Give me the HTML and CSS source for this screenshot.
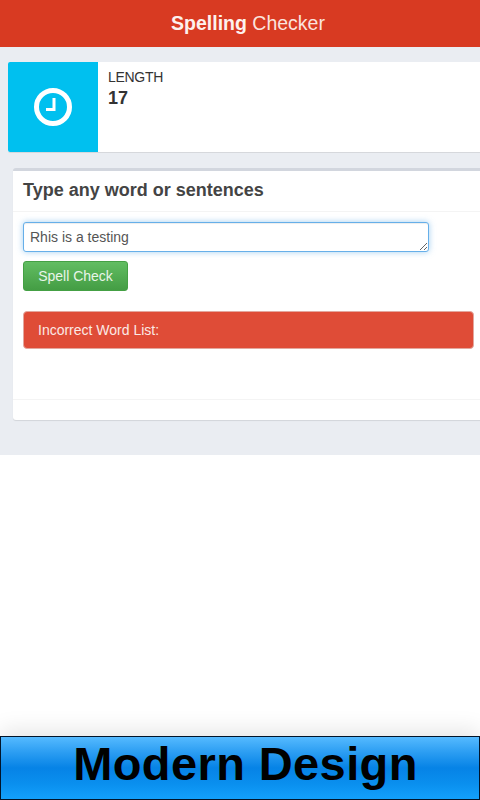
FILE: index.html
```html
<!DOCTYPE html>
<html lang="en">
<head>
<meta charset="utf-8">
<title>Spelling Checker</title>
<link rel="stylesheet" href="styles.css">
</head>
<body>
<div class="app">
  <header class="topbar"><b>Spelling</b> Checker</header>
  <main class="content">
    <section class="info-box">
      <div class="info-icon">
        <svg width="40" height="40" viewBox="0 0 40 40" fill="none" stroke="#fff">
          <circle cx="20" cy="20" r="16.5" stroke-width="5"/>
          <path d="M21 11V22.5H13" stroke-width="3"/>
        </svg>
      </div>
      <div class="info-text">
        <div class="info-label">LENGTH</div>
        <div class="info-value">17</div>
      </div>
    </section>
    <section class="panel">
      <h2 class="panel-title">Type any word or sentences</h2>
      <div class="panel-body">
        <textarea class="field" rows="1">Rhis is a testing</textarea>
        <button class="btn" type="button">Spell Check</button>
        <div class="alert">Incorrect Word List:</div>
      </div>
      <div class="panel-footer"></div>
    </section>
  </main>
  <footer class="banner">Modern Design</footer>
</div>
</body>
</html>
```
FILE: styles.css
```css
* { box-sizing: border-box; }
html, body { margin: 0; height: 100%; }
body { font-family: "Liberation Sans", Arial, sans-serif; background: #fff; overflow: hidden; }
.app { width: 480px; height: 800px; display: flex; flex-direction: column; overflow: hidden; }
.topbar { height: 47px; flex: none; padding-left: 16px; background: #d83a22; color: #fbe3de; font-size: 19.5px; line-height: 47px; text-align: center; }
.topbar b { color: #fdf1ee; }
.content { flex: none; height: 408px; background: #eaedf2; padding: 15px 0 0 8px; width: 480px; overflow: hidden; }
.info-box { display: flex; width: 480px; height: 91px; background: #fff; border-radius: 2px; border-bottom: 1px solid #d6d8dc; }
.info-icon { width: 90px; height: 90px; flex: none; background: #00c0ef; border-radius: 2px 0 0 2px; display: flex; align-items: center; justify-content: center; }
.info-text { padding: 7px 10px; color: #333; }
.info-label { font-size: 14px; line-height: 16px; letter-spacing: -.3px; }
.info-value { font-size: 18px; font-weight: bold; line-height: 26px; }
.panel { width: 480px; margin: 15px 0 0 5px; height: 252px; background: #fff; border-top: 3px solid #d2d6de; border-radius: 3px; box-shadow: 0 1px 1px rgba(0,0,0,.1); display: flex; flex-direction: column; }
.panel-title { margin: 0; height: 41px; padding: 0 10px; font-size: 18px; line-height: 38px; color: #444; border-bottom: 1px solid #f4f4f4; flex: none; }
.panel-body { padding: 10px; flex: 1; display: flex; flex-direction: column; align-items: flex-start; }
.field { display: block; width: 406px; height: 30px; padding: 6px 12px 6px 6px; margin: 0; font: 14px/17px "Liberation Sans", Arial, sans-serif; color: #555; border: 1px solid #66afe9; border-radius: 3px; outline: 0; box-shadow: inset 0 1px 1px rgba(0,0,0,.075), 0 0 6px rgba(102,175,233,.6); resize: vertical; overflow: hidden; }
.btn { margin-top: 9px; width: 105px; height: 30px; padding: 0; font: 14px "Liberation Sans", Arial, sans-serif; color: #e9f5e9; background: linear-gradient(#62bd62, #449d44); border: 1px solid #44a044; border-radius: 3px; }
.alert { margin-top: 20px; width: 451px; height: 38px; padding-left: 14px; font-size: 14px; line-height: 37px; color: #fbe9e5; background: #df4c37; border: 1px solid #e3a79e; border-radius: 4px; }
.panel-footer { height: 21px; flex: none; border-top: 1px solid #f4f4f4; }
.banner { margin-top: auto; position: relative; height: 64px; flex: none; padding-left: 11px; font-size: 47px; font-weight: bold; line-height: 53px; text-align: center; letter-spacing: .4px; color: #000; border: 1px solid #00142a; background: linear-gradient(#55baff 0%, #2b9df2 25%, #0683e6 50%, #0a8fee 75%, #13a0fb 100%); box-shadow: 0 -6px 22px rgba(0,0,0,.1); }
```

———

§ TASK DETAILS
Without the pictures, copy the material exactly as given.

§ RESPONSE TO THIS TASK
Give me the HTML and CSS source for this screenshot.
FILE: index.html
```html
<!DOCTYPE html>
<html lang="en">
<head>
<meta charset="utf-8">
<title>Spelling Checker</title>
<link rel="stylesheet" href="styles.css">
</head>
<body>
<div class="app">
  <header class="topbar"><b>Spelling</b> Checker</header>
  <main class="content">
    <section class="info-box">
      <div class="info-icon">
        <svg width="40" height="40" viewBox="0 0 40 40" fill="none" stroke="#fff">
          <circle cx="20" cy="20" r="16.5" stroke-width="5"/>
          <path d="M21 11V22.5H13" stroke-width="3"/>
        </svg>
      </div>
      <div class="info-text">
        <div class="info-label">LENGTH</div>
        <div class="info-value">17</div>
      </div>
    </section>
    <section class="panel">
      <h2 class="panel-title">Type any word or sentences</h2>
      <div class="panel-body">
        <textarea class="field" rows="1">Rhis is a testing</textarea>
        <button class="btn" type="button">Spell Check</button>
        <div class="alert">Incorrect Word List:</div>
      </div>
      <div class="panel-footer"></div>
    </section>
  </main>
  <footer class="banner">Modern Design</footer>
</div>
</body>
</html>
```
FILE: styles.css
```css
* { box-sizing: border-box; }
html, body { margin: 0; height: 100%; }
body { font-family: "Liberation Sans", Arial, sans-serif; background: #fff; overflow: hidden; }
.app { width: 480px; height: 800px; display: flex; flex-direction: column; overflow: hidden; }
.topbar { height: 47px; flex: none; padding-left: 16px; background: #d83a22; color: #fbe3de; font-size: 19.5px; line-height: 47px; text-align: center; }
.topbar b { color: #fdf1ee; }
.content { flex: none; height: 408px; background: #eaedf2; padding: 15px 0 0 8px; width: 480px; overflow: hidden; }
.info-box { display: flex; width: 480px; height: 91px; background: #fff; border-radius: 2px; border-bottom: 1px solid #d6d8dc; }
.info-icon { width: 90px; height: 90px; flex: none; background: #00c0ef; border-radius: 2px 0 0 2px; display: flex; align-items: center; justify-content: center; }
.info-text { padding: 7px 10px; color: #333; }
.info-label { font-size: 14px; line-height: 16px; letter-spacing: -.3px; }
.info-value { font-size: 18px; font-weight: bold; line-height: 26px; }
.panel { width: 480px; margin: 15px 0 0 5px; height: 252px; background: #fff; border-top: 3px solid #d2d6de; border-radius: 3px; box-shadow: 0 1px 1px rgba(0,0,0,.1); display: flex; flex-direction: column; }
.panel-title { margin: 0; height: 41px; padding: 0 10px; font-size: 18px; line-height: 38px; color: #444; border-bottom: 1px solid #f4f4f4; flex: none; }
.panel-body { padding: 10px; flex: 1; display: flex; flex-direction: column; align-items: flex-start; }
.field { display: block; width: 406px; height: 30px; padding: 6px 12px 6px 6px; margin: 0; font: 14px/17px "Liberation Sans", Arial, sans-serif; color: #555; border: 1px solid #66afe9; border-radius: 3px; outline: 0; box-shadow: inset 0 1px 1px rgba(0,0,0,.075), 0 0 6px rgba(102,175,233,.6); resize: vertical; overflow: hidden; }
.btn { margin-top: 9px; width: 105px; height: 30px; padding: 0; font: 14px "Liberation Sans", Arial, sans-serif; color: #e9f5e9; background: linear-gradient(#62bd62, #449d44); border: 1px solid #44a044; border-radius: 3px; }
.alert { margin-top: 20px; width: 451px; height: 38px; padding-left: 14px; font-size: 14px; line-height: 37px; color: #fbe9e5; background: #df4c37; border: 1px solid #e3a79e; border-radius: 4px; }
.panel-footer { height: 21px; flex: none; border-top: 1px solid #f4f4f4; }
.banner { margin-top: auto; position: relative; height: 64px; flex: none; padding-left: 11px; font-size: 47px; font-weight: bold; line-height: 53px; text-align: center; letter-spacing: .4px; color: #000; border: 1px solid #00142a; background: linear-gradient(#55baff 0%, #2b9df2 25%, #0683e6 50%, #0a8fee 75%, #13a0fb 100%); box-shadow: 0 -6px 22px rgba(0,0,0,.1); }
```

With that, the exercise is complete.